WRITTEN PROBLEM » Extract every line below, verbatim.

****************************************

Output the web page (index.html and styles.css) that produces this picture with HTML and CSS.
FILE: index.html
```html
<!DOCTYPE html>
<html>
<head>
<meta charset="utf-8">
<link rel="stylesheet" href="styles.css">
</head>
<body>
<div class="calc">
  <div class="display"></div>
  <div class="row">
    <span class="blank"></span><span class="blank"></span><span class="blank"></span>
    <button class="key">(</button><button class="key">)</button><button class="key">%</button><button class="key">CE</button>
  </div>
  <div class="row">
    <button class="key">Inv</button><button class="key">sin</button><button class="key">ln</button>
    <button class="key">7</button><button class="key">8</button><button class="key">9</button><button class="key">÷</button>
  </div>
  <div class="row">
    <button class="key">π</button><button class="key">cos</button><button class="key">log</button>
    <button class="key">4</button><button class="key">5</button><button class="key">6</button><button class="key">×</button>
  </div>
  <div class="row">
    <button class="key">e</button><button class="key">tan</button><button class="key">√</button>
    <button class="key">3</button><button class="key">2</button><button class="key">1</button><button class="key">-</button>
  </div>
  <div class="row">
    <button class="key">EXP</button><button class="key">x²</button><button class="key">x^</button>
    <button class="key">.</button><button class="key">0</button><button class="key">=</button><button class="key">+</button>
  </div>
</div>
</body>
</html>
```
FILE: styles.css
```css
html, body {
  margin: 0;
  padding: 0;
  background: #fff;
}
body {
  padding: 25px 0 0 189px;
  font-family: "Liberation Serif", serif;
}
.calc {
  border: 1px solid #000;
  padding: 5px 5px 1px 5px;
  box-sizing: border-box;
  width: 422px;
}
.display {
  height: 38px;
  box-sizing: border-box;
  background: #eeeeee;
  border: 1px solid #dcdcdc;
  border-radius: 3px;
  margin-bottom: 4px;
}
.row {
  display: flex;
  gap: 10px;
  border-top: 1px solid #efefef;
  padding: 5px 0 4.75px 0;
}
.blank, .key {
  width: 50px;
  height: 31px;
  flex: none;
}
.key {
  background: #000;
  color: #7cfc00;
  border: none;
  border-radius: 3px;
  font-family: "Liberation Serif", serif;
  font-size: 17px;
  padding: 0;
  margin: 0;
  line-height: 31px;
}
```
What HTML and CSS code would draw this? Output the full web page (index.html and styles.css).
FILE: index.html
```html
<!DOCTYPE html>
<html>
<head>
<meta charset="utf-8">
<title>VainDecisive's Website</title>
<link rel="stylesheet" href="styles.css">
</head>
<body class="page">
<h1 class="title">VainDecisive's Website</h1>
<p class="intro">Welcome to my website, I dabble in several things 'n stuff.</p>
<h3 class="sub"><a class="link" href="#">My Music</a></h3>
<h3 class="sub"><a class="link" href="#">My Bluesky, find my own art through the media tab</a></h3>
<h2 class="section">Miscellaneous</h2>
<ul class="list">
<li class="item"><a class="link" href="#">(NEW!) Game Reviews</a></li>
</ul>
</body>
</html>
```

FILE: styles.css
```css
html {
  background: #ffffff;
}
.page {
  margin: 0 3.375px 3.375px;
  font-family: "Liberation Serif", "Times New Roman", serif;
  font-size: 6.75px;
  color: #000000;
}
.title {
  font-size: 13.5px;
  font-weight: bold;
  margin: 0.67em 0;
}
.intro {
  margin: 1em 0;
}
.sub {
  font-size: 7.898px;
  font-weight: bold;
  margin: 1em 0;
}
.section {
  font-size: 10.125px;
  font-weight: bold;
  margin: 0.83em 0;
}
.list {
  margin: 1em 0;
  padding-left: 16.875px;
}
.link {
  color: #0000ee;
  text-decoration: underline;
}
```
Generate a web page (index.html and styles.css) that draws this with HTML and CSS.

****************************************

RESPONSE FOR THIS EXERCISE »
Output the web page (index.html and styles.css) that produces this picture with HTML and CSS.
FILE: index.html
```html
<!DOCTYPE html>
<html>
<head>
<meta charset="utf-8">
<link rel="stylesheet" href="styles.css">
</head>
<body>
<div class="calc">
  <div class="display"></div>
  <div class="row">
    <span class="blank"></span><span class="blank"></span><span class="blank"></span>
    <button class="key">(</button><button class="key">)</button><button class="key">%</button><button class="key">CE</button>
  </div>
  <div class="row">
    <button class="key">Inv</button><button class="key">sin</button><button class="key">ln</button>
    <button class="key">7</button><button class="key">8</button><button class="key">9</button><button class="key">÷</button>
  </div>
  <div class="row">
    <button class="key">π</button><button class="key">cos</button><button class="key">log</button>
    <button class="key">4</button><button class="key">5</button><button class="key">6</button><button class="key">×</button>
  </div>
  <div class="row">
    <button class="key">e</button><button class="key">tan</button><button class="key">√</button>
    <button class="key">3</button><button class="key">2</button><button class="key">1</button><button class="key">-</button>
  </div>
  <div class="row">
    <button class="key">EXP</button><button class="key">x²</button><button class="key">x^</button>
    <button class="key">.</button><button class="key">0</button><button class="key">=</button><button class="key">+</button>
  </div>
</div>
</body>
</html>
```
FILE: styles.css
```css
html, body {
  margin: 0;
  padding: 0;
  background: #fff;
}
body {
  padding: 25px 0 0 189px;
  font-family: "Liberation Serif", serif;
}
.calc {
  border: 1px solid #000;
  padding: 5px 5px 1px 5px;
  box-sizing: border-box;
  width: 422px;
}
.display {
  height: 38px;
  box-sizing: border-box;
  background: #eeeeee;
  border: 1px solid #dcdcdc;
  border-radius: 3px;
  margin-bottom: 4px;
}
.row {
  display: flex;
  gap: 10px;
  border-top: 1px solid #efefef;
  padding: 5px 0 4.75px 0;
}
.blank, .key {
  width: 50px;
  height: 31px;
  flex: none;
}
.key {
  background: #000;
  color: #7cfc00;
  border: none;
  border-radius: 3px;
  font-family: "Liberation Serif", serif;
  font-size: 17px;
  padding: 0;
  margin: 0;
  line-height: 31px;
}
```
What HTML and CSS code would draw this? Output the full web page (index.html and styles.css).
FILE: index.html
```html
<!DOCTYPE html>
<html>
<head>
<meta charset="utf-8">
<title>VainDecisive's Website</title>
<link rel="stylesheet" href="styles.css">
</head>
<body class="page">
<h1 class="title">VainDecisive's Website</h1>
<p class="intro">Welcome to my website, I dabble in several things 'n stuff.</p>
<h3 class="sub"><a class="link" href="#">My Music</a></h3>
<h3 class="sub"><a class="link" href="#">My Bluesky, find my own art through the media tab</a></h3>
<h2 class="section">Miscellaneous</h2>
<ul class="list">
<li class="item"><a class="link" href="#">(NEW!) Game Reviews</a></li>
</ul>
</body>
</html>
```

FILE: styles.css
```css
html {
  background: #ffffff;
}
.page {
  margin: 0 3.375px 3.375px;
  font-family: "Liberation Serif", "Times New Roman", serif;
  font-size: 6.75px;
  color: #000000;
}
.title {
  font-size: 13.5px;
  font-weight: bold;
  margin: 0.67em 0;
}
.intro {
  margin: 1em 0;
}
.sub {
  font-size: 7.898px;
  font-weight: bold;
  margin: 1em 0;
}
.section {
  font-size: 10.125px;
  font-weight: bold;
  margin: 0.83em 0;
}
.list {
  margin: 1em 0;
  padding-left: 16.875px;
}
.link {
  color: #0000ee;
  text-decoration: underline;
}
```
Generate a web page (index.html and styles.css) that draws this with HTML and CSS.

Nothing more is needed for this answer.